Chinesisch für Anfänger
In China wird zwar hauptsächlich das weniger widerstandsfähige Weichporzellan hergestellt, wenn man aber von „Bone China Porzellan“ spricht, hat das mit China rein gar nichts zu tun. Porzellan heißt auf Englisch nämlich China. Bone China ist ein Weichporzellan und wird auch Knochenporzellan genannt, enthält 50 bis 60 Prozent Knochenasche und wird bei 1240 bis 1280 °C gebrannt. Bone China ist strahlend weiß und extrem lichtdurchlässig.
Qualität im Handumdrehen
Handarbeit kann nun mal durch nichts ersetzt werden. Wenn Sie sich fragen, warum etwa Biskuitporzellan – unglasiertes Porzellan mit einer leicht rauen, samtenen Oberfläche, das sehr zart aussieht aber extrem stabil ist – so verdammt teuer ist, dann sei Ihnen verraten, dass diese Stücke frei gedreht sind, also als Einzelstücke auf der Töpferscheibe gestaltet und von Hand verschwämmelt, also von Gießnähten und Unebenheiten befreit werden
Süßer die Kassen nie klingeln
Nicht nur guter Rat, auch gutes Porzellan ist teuer.
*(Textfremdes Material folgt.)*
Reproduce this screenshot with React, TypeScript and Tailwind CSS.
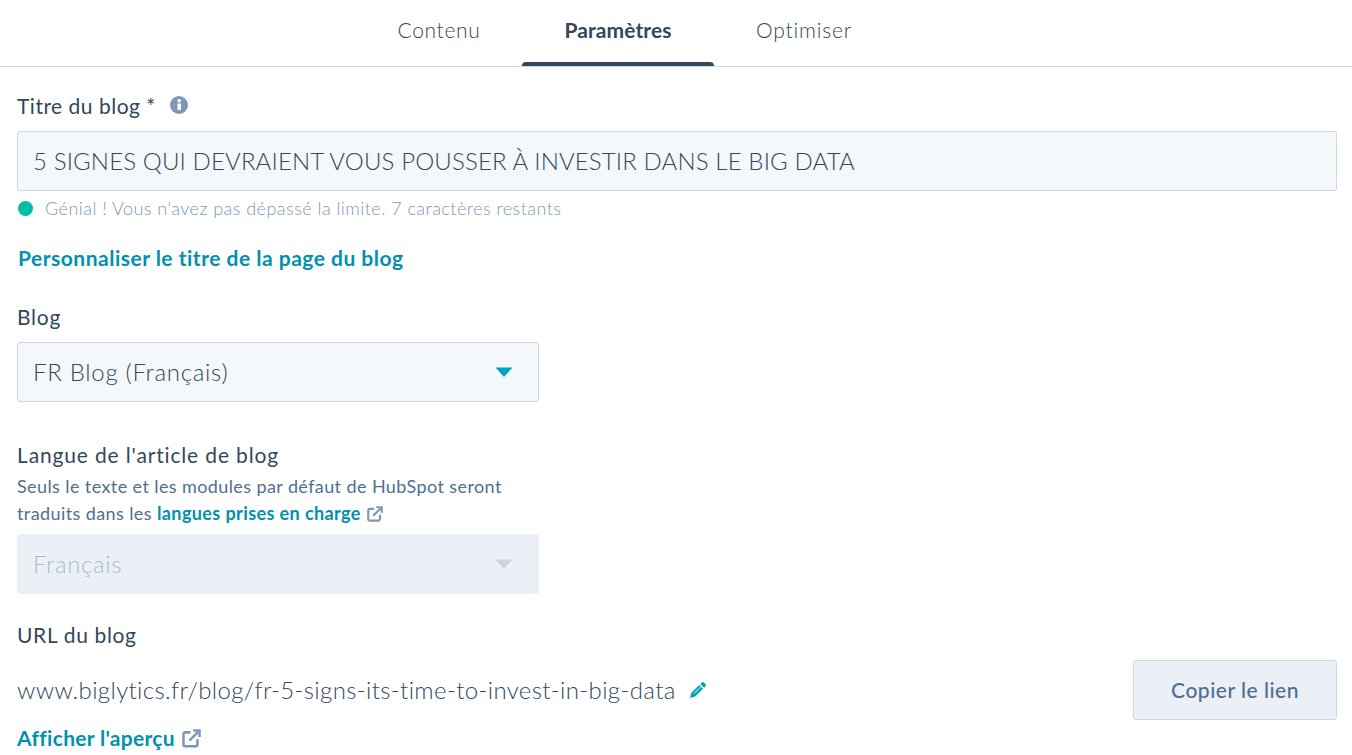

Die Preise reichen von etwa zwölf Euro für einen soliden und stylishen Hartporzellanteller von deutschen Qualitätsherstellern bis zu weit über 100 Euro für Stücke aus Biskuitporzellan. Wer auf Langlebigkeit Wert legt, sollte jedenfalls nicht beim Porzellan mit dem Sparen anfangen. Und wer nichts Passendes findet, der kann es ja wie Heiko Antoniewicz machen und seine eigene Linie designen lassen.